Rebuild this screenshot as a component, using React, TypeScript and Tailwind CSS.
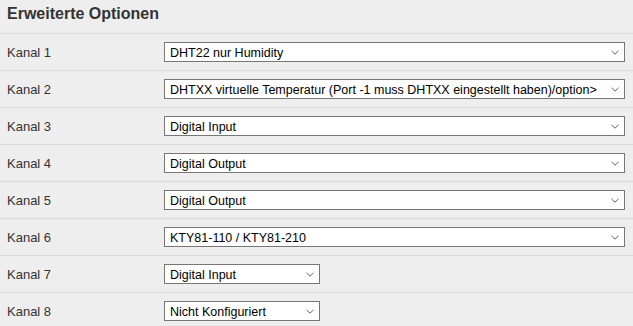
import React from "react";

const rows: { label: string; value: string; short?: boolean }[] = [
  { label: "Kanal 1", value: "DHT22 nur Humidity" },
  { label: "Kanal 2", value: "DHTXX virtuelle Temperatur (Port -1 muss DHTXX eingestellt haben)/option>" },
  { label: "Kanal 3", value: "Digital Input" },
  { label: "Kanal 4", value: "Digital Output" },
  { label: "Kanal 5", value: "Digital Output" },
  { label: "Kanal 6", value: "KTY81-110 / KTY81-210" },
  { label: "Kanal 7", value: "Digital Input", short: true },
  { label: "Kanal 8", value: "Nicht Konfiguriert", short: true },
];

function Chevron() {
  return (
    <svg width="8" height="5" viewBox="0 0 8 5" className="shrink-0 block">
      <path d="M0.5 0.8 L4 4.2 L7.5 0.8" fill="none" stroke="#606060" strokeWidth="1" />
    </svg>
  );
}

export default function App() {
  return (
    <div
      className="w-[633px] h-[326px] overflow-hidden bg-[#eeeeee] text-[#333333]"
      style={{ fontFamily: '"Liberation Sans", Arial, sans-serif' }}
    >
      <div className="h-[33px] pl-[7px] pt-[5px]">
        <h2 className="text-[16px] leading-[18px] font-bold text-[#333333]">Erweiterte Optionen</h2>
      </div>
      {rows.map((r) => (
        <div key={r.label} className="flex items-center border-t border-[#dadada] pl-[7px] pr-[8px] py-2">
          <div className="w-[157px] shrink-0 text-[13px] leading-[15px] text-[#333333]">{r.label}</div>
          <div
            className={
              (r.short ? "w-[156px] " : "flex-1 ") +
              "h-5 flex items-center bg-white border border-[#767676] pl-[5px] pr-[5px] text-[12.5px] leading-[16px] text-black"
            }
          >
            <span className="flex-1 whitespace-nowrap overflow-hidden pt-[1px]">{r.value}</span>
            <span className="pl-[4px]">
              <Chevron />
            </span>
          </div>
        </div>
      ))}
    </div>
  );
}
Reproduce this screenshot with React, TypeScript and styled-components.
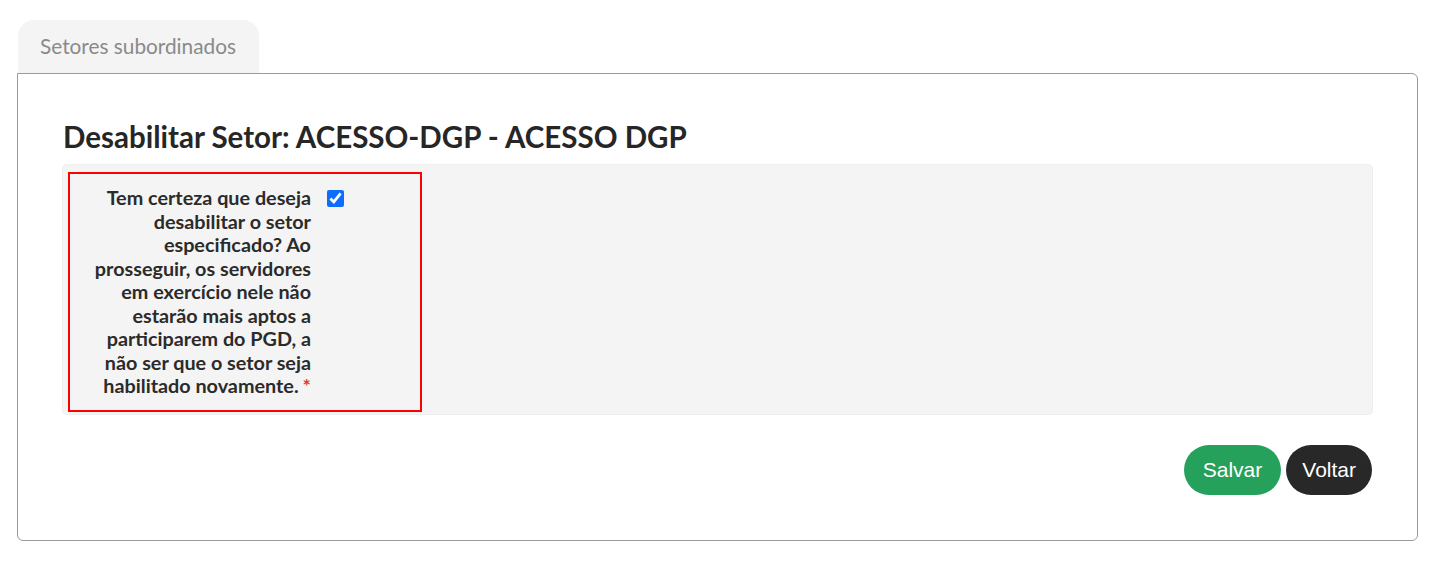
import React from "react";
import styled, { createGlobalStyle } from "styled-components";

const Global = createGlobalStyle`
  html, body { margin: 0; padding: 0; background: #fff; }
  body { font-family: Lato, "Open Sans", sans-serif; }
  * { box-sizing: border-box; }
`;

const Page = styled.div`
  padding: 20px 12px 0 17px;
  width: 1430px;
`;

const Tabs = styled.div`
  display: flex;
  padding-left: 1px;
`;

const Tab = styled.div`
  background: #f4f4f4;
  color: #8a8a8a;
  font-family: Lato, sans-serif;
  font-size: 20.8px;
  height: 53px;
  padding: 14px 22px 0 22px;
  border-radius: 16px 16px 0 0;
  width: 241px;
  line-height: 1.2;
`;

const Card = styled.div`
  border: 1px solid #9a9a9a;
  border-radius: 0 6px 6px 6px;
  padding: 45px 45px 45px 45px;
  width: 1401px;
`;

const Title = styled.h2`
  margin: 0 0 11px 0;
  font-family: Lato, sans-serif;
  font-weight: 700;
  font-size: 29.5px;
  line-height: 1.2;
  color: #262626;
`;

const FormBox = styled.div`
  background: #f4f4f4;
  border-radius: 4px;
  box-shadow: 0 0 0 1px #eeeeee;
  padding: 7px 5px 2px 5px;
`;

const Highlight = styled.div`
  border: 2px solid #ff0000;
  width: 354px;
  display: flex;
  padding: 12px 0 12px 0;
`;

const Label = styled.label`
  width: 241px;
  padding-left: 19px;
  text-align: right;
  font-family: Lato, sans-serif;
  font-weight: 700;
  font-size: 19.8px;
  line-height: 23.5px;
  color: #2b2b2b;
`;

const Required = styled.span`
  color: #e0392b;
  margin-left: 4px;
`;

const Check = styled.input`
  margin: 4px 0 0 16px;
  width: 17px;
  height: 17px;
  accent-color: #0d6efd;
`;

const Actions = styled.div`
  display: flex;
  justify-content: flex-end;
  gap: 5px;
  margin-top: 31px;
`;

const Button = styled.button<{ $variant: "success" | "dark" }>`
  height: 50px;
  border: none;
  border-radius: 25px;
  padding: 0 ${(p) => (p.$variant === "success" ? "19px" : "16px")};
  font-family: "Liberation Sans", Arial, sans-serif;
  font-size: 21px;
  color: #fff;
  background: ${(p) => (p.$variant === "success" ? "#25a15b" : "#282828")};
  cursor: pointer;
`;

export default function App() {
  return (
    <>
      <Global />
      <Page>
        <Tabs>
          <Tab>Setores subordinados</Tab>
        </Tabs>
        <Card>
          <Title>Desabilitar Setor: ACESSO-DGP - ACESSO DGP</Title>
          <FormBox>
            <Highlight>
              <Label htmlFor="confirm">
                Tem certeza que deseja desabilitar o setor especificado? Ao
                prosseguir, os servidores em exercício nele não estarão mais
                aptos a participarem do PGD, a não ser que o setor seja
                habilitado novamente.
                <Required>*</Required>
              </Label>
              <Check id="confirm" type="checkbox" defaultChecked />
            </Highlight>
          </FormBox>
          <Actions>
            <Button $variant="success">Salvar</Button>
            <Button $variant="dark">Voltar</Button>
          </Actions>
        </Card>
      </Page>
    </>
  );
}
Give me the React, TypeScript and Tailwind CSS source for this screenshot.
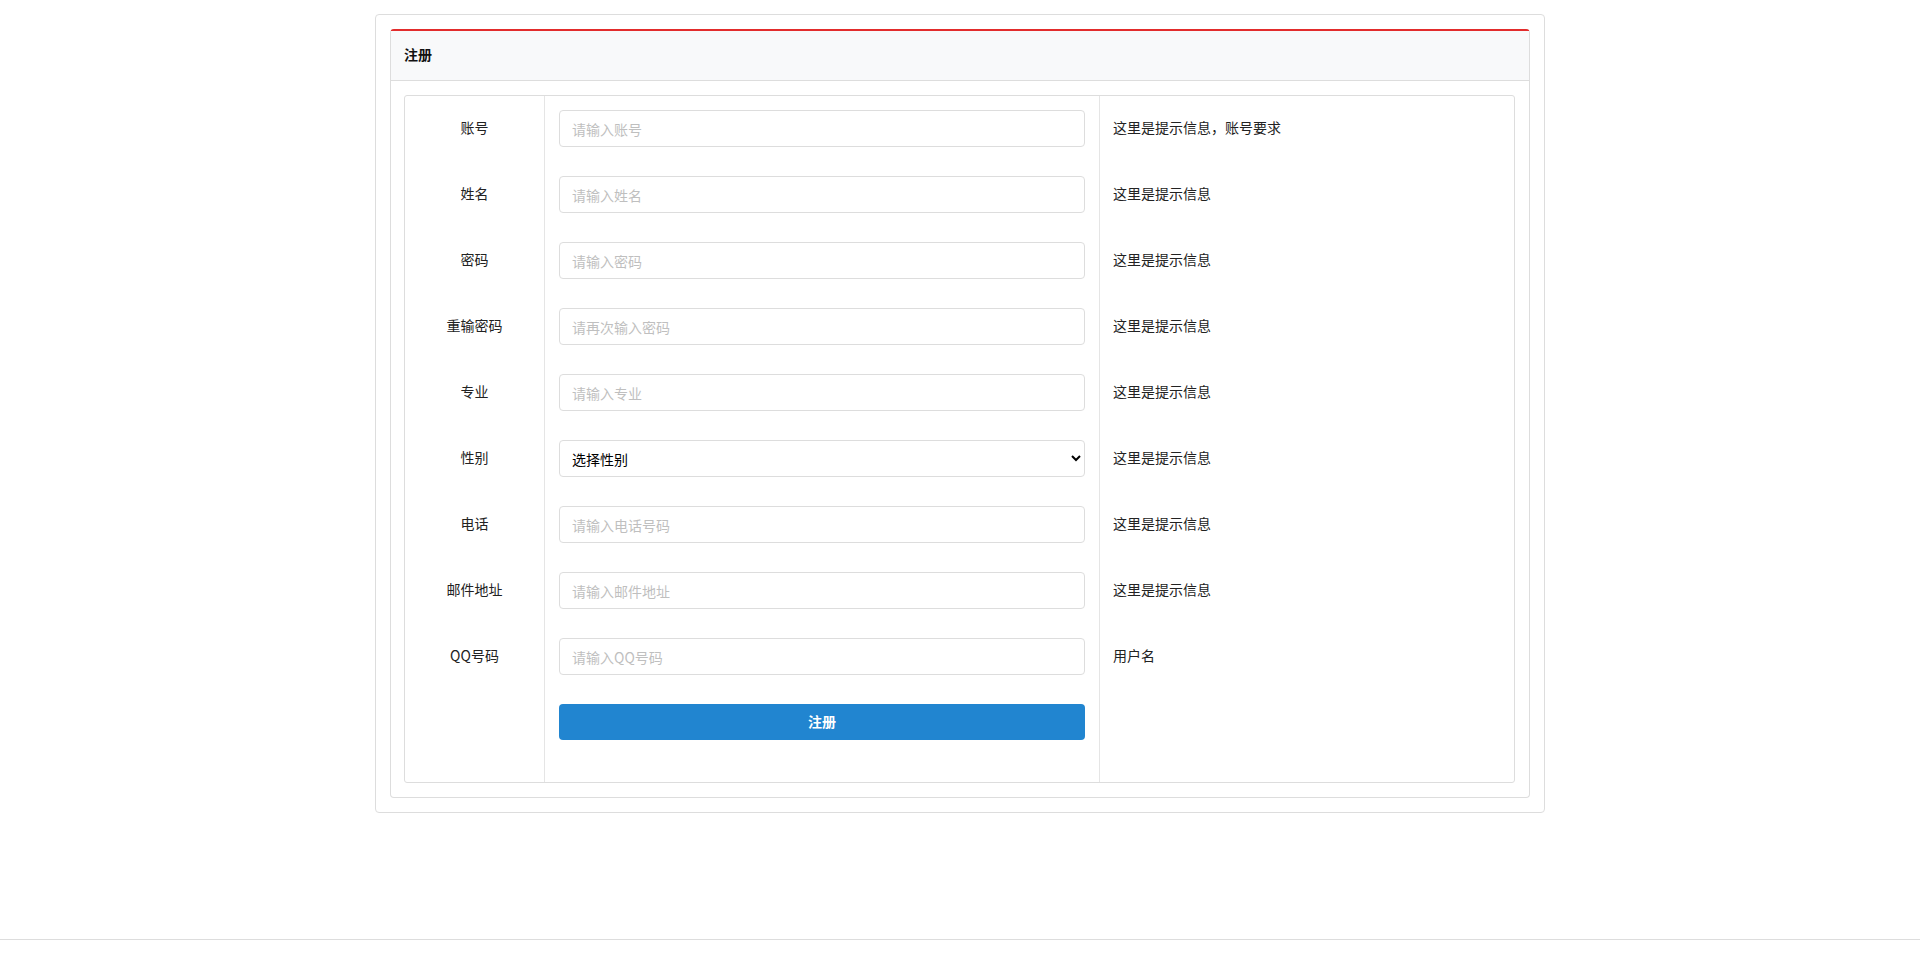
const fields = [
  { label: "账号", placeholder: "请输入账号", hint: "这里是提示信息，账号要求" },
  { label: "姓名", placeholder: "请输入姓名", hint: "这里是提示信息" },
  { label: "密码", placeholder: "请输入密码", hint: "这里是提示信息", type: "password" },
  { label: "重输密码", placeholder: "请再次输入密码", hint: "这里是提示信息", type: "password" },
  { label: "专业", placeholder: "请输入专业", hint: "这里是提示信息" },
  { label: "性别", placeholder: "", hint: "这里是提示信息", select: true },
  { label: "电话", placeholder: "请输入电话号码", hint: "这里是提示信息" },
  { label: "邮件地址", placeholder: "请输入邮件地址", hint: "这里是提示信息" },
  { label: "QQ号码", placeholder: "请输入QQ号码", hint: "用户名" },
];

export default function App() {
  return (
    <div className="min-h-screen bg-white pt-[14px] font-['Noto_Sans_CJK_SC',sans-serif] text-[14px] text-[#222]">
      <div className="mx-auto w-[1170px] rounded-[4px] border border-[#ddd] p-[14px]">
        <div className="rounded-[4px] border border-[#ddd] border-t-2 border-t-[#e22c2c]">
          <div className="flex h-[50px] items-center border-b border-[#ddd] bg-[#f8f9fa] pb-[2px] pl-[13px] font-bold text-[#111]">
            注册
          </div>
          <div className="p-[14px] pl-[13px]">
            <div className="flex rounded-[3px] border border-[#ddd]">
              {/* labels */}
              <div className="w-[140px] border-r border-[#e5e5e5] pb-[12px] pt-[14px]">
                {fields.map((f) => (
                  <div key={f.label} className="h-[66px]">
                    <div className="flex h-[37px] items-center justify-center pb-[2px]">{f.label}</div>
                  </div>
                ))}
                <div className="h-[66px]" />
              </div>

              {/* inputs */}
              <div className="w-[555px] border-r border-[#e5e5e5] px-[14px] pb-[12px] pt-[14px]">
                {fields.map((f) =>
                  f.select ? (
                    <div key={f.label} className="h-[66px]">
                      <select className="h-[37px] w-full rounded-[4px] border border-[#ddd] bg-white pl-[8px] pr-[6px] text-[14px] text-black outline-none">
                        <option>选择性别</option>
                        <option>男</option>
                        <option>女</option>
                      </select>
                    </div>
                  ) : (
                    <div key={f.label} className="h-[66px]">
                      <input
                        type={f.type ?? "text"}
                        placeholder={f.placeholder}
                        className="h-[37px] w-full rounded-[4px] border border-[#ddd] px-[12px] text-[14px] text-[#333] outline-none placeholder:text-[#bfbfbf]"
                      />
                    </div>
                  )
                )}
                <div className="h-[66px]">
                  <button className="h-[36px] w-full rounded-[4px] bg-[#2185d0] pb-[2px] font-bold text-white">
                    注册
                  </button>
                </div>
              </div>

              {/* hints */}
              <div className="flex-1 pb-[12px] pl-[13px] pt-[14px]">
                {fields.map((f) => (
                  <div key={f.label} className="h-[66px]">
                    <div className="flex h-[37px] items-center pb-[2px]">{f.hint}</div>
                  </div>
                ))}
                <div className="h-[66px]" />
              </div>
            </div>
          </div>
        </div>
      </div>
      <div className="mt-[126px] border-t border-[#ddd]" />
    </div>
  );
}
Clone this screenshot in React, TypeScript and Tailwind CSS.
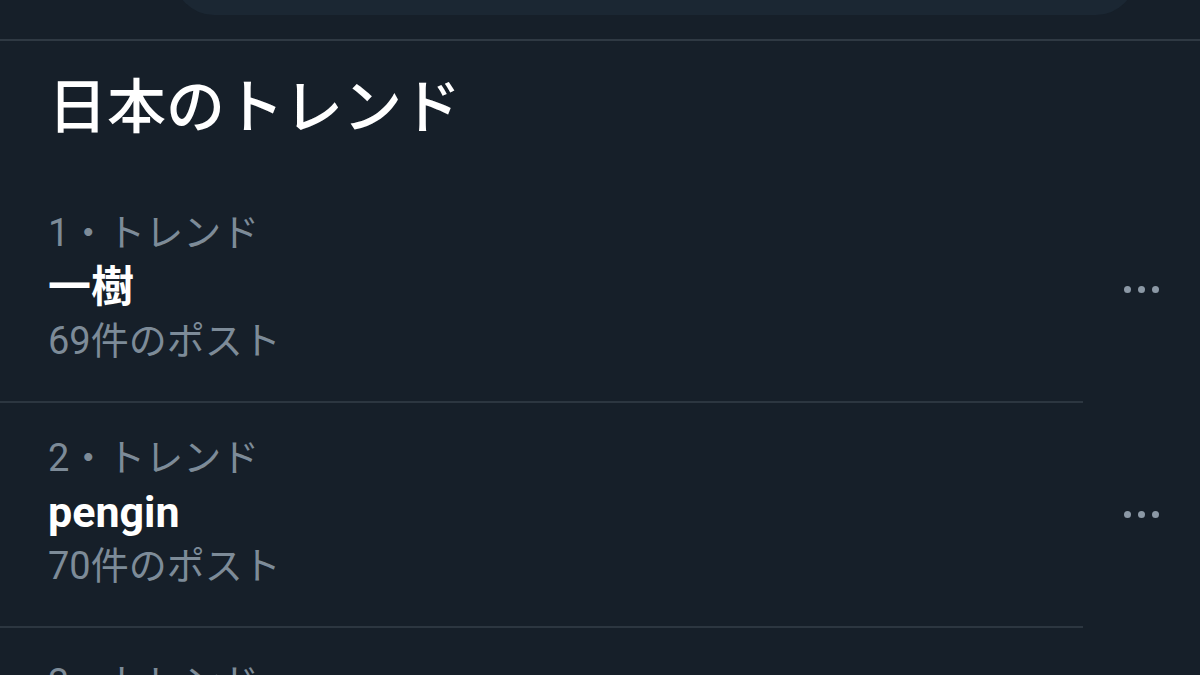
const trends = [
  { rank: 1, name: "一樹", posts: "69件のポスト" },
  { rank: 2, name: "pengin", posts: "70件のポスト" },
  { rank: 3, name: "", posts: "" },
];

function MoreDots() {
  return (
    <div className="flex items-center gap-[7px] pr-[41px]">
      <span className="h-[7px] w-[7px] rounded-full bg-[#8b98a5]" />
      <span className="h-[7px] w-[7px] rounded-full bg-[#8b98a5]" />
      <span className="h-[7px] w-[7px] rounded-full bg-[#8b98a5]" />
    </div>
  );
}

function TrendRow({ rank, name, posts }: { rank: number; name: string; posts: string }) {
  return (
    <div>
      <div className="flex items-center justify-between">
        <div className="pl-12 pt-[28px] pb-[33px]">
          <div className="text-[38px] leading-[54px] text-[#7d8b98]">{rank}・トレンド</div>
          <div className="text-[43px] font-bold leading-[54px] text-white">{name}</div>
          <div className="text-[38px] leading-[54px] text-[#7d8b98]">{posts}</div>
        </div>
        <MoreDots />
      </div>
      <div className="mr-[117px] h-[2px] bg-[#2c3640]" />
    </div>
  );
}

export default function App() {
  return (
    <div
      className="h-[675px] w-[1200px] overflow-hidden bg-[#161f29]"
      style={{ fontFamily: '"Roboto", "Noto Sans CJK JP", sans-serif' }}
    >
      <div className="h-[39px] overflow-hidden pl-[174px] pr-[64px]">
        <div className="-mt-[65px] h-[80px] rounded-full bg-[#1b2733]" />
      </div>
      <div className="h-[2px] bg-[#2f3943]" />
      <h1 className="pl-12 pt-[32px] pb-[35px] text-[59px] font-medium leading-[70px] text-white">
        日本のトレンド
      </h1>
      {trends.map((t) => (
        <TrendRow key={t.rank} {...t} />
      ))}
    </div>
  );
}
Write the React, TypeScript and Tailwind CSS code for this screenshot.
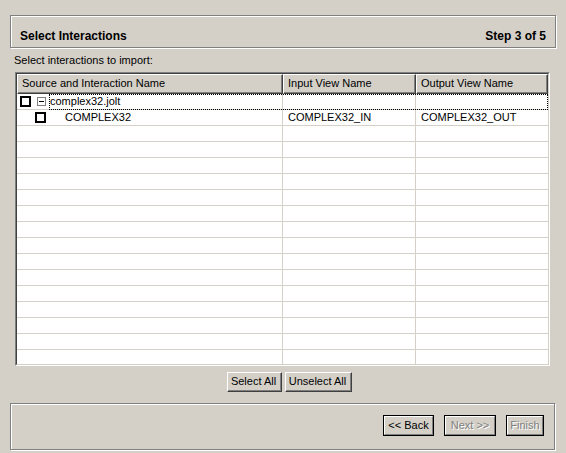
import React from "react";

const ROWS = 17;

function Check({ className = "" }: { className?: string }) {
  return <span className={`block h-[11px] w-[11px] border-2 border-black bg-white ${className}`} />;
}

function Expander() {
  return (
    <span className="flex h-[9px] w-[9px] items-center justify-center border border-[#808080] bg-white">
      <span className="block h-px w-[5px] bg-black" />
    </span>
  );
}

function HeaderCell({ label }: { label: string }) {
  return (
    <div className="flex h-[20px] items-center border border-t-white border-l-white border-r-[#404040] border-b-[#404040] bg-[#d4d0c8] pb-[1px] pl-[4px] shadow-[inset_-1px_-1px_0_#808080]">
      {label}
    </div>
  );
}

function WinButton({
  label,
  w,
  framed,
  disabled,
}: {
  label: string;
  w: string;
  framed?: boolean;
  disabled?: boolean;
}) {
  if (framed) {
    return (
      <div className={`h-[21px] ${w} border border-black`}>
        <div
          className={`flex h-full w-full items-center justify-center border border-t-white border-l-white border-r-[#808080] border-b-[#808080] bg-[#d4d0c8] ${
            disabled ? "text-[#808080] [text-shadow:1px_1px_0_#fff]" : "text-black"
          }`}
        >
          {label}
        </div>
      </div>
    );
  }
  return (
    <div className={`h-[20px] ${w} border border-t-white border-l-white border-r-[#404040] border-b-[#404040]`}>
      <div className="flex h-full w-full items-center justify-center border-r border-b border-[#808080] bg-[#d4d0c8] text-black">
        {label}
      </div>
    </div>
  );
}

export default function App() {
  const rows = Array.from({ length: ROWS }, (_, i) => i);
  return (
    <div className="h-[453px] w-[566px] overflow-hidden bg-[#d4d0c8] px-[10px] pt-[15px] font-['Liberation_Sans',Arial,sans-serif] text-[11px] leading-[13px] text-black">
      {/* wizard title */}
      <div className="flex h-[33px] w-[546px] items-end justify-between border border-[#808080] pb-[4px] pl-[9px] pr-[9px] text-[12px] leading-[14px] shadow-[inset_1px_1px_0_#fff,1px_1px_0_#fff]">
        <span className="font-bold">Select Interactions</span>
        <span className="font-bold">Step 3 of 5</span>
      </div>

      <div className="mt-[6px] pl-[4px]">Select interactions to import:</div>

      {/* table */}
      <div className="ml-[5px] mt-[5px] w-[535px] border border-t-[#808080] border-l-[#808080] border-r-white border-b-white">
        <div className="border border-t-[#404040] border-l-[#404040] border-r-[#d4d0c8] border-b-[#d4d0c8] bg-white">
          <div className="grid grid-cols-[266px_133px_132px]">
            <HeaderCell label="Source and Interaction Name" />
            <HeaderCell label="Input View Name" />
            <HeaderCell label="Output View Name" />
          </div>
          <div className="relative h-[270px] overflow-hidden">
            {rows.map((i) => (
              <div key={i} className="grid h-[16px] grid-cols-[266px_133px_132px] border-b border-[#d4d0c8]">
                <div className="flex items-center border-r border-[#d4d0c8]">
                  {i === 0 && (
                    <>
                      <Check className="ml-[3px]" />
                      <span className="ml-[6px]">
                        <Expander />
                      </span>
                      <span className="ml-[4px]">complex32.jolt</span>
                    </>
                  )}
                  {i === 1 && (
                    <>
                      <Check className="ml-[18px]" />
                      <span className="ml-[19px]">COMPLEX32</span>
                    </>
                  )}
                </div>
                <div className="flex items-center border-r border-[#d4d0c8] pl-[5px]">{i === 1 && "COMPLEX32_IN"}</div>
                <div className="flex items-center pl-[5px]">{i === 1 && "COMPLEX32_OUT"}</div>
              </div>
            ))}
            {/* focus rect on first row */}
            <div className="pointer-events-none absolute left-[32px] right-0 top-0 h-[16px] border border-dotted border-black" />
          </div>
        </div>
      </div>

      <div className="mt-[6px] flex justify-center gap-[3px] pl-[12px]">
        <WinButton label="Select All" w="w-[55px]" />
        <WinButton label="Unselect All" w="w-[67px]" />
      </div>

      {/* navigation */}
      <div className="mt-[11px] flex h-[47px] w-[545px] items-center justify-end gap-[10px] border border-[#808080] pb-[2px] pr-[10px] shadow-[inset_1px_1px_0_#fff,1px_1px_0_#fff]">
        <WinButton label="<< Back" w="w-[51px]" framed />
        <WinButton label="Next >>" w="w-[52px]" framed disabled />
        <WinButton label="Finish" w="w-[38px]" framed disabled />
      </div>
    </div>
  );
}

###

Above are some records; extract exactly the lines from the one containing "Write the React, TypeScript" through the one containing "const ROWS = 17;" and drop the pictures.

> **Answer to the task**:
Write the React, TypeScript and Tailwind CSS code for this screenshot.
import React from "react";

const ROWS = 17;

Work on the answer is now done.